24時間 × 365日ダウンしないことを求められる一方、インターネットのトレンドをキャッチアップするメディアの開発やリニューアルプロジェクトは日々続々と誕生します。
安全安心が第一というお題目でこれらを遅延させることは、事業を推進する立場からみればフットワークの悪さとして映ることでしょう。
また、メディアの効率的な運営を支える CMS(コンテンツ管理システム)などは、メディアビジネスの基盤中の基盤であるため可用性が最重要。できればシステムは枯れたものにしたいところですが、この分野を他社メディア企業との競争優位性へと位置付けようとすると、厳しい機能追加競争に乗り出さねばなりません。

IT に求められるこのような両面性は、そのスタッフが所属する部門やミッションにより大きく振れることが経験上理解できます。
こんな事情を整理すると下表のようになるはずです。

WebDevlopper
Shibles 氏の論に戻ると、氏は Web 開発スタッフに自らの帰属を考えさせるえるための論点として以下の5つを掲げています。

  1. これからの5年、どんなビジネスに属していたいのか?
    ……組織が成長すれば、いずれ手続きや標準を重視する文化が高まってくる。“ガレージを出なければならない時”がやってくる
  2. 自分たちの部門の目的はなにか?
    ……間接部門である IT にはリスク回避と継続性が求められる。一方、事業部門であれば、競争優位のための“破壊的断絶”や今までとは違う手法が必要になる
  3. ビジネスを追求するスピードをどれほど重要視するか?
    ……事業部門と間接部門の感覚の違いは、コメント不要でしょう
  4. 管理者は、業務をサポートしてくれる存在か、それとも単なる官僚的か?
    ……こちらもコメントを避けましょう。
  5. 自分たちがめざすのは事業の成長か、それとも利益の追求なのか?
    ……上記したように、おうおうにして企業は IT に対して二兎を追わせようとする。しかし、それは両立し得ない

エンジニア諸氏をどこに帰属させるか、というテーマは、デジタル化の道をひた走るメディア企業にとり避けられない大いなるテーマです。
エンジニアの扱いに慣れないマネジメントであればあるほど「エンジニア同士まとめておけば良い」と考えがちです。

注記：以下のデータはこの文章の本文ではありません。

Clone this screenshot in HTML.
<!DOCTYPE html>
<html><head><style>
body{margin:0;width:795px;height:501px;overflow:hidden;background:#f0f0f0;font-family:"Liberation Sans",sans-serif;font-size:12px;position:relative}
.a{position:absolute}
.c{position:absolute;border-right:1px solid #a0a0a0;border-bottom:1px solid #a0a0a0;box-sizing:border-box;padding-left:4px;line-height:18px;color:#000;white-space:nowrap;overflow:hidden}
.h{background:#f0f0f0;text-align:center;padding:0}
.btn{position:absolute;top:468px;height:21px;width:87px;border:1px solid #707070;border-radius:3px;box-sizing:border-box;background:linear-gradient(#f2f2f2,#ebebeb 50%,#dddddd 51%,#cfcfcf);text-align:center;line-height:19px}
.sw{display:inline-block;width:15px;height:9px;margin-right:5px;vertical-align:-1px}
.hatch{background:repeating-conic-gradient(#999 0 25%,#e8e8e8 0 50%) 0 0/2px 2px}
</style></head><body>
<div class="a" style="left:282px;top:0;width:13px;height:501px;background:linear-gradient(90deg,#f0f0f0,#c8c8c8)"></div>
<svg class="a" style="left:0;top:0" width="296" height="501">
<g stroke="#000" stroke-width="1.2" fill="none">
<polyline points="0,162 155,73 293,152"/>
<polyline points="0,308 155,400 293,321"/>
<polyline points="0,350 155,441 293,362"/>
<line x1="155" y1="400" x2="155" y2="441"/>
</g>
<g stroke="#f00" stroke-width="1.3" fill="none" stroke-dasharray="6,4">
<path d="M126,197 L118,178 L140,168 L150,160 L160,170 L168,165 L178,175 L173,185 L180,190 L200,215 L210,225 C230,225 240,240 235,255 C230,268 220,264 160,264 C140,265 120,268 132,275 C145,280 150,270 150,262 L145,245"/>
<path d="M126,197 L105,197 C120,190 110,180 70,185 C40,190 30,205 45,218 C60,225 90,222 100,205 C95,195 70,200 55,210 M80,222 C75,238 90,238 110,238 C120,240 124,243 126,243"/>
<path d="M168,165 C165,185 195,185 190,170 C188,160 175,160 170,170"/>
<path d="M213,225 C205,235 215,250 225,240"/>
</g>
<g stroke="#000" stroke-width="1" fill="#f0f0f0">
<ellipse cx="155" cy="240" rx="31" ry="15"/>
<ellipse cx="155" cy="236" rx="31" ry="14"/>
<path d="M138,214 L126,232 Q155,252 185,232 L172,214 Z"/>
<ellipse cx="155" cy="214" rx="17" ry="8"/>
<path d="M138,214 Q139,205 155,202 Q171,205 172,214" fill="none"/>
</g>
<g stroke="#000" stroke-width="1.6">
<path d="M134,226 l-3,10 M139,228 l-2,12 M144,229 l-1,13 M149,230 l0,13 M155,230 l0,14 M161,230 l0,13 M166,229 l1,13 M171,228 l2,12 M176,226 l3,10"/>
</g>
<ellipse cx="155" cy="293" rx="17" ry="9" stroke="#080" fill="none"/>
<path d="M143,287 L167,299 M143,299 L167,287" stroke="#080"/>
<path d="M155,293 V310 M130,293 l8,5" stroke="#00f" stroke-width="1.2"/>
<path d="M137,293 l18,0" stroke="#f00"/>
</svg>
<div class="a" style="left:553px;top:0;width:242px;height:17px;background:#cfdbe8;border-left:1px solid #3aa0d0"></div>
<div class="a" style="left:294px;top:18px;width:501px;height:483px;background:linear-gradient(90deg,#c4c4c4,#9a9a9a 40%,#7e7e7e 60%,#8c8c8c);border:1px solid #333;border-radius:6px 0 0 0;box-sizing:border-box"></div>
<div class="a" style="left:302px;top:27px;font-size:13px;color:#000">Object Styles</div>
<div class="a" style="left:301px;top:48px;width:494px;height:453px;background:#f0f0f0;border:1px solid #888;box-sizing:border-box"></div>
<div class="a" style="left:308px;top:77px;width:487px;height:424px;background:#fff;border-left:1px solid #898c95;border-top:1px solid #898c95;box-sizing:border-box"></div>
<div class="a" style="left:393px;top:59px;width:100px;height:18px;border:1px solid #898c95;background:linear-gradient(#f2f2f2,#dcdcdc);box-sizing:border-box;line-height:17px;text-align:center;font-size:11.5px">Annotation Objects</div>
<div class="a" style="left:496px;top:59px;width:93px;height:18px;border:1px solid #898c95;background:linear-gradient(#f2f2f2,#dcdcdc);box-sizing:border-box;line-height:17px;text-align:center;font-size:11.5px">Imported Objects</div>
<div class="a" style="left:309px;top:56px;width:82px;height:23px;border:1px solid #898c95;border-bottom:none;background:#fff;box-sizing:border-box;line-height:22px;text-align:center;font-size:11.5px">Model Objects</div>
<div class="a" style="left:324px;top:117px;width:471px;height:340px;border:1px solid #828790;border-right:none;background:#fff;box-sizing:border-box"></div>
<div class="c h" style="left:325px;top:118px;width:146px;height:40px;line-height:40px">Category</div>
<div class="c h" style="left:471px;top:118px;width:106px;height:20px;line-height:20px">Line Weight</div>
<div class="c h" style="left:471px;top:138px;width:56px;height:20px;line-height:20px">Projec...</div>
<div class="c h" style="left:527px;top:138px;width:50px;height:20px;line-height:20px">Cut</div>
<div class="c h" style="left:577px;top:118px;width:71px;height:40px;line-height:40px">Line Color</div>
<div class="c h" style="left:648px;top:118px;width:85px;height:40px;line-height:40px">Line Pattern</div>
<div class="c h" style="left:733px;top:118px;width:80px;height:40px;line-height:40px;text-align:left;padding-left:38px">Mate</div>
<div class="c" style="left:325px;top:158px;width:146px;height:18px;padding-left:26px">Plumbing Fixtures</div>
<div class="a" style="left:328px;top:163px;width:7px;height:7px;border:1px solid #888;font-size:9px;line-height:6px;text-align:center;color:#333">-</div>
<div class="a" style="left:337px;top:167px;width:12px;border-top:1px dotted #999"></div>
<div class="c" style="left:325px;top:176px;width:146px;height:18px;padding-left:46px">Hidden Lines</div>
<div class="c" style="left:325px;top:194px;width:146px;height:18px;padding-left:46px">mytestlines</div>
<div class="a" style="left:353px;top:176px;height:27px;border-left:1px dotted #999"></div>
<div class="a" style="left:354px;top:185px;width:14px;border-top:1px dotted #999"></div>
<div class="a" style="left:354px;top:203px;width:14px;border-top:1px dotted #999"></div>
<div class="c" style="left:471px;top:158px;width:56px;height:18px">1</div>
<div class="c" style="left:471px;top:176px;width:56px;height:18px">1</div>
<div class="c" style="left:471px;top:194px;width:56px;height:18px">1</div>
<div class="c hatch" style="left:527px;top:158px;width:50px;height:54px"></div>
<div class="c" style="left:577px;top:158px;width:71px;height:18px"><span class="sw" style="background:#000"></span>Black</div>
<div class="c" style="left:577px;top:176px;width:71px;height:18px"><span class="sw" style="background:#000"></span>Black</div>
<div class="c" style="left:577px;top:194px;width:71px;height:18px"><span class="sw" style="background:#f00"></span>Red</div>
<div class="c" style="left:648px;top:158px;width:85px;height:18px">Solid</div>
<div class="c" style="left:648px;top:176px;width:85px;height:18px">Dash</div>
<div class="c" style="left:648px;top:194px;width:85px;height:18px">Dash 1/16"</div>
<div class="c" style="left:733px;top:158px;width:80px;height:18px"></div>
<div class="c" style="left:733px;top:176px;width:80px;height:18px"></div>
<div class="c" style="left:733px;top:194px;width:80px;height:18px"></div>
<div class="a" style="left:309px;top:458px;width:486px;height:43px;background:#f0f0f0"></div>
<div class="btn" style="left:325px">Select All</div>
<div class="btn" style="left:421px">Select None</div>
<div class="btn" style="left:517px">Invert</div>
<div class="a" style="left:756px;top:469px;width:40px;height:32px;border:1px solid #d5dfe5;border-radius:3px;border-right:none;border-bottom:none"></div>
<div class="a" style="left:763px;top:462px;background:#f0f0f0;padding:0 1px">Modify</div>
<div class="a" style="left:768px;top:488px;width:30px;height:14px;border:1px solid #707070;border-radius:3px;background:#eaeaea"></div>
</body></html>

述べてきたように、片や全社の業務システムがダウンしたりしないようにと心を砕くスタッフと、片やライバルを出し抜くためにいかにクールなものを創れるかと取り組むスタッフとでは、その存在は重なりにくいことがわかります。
もし、それでも大部屋主義に意義があるとすれば、両極化しやすい役回りを定期的にシャッフルし、そのエンジニアの将来の芽を摘まないようにする育成的な配慮が挙げられます。ここから先はその会社が抱く価値観に従うしかありません。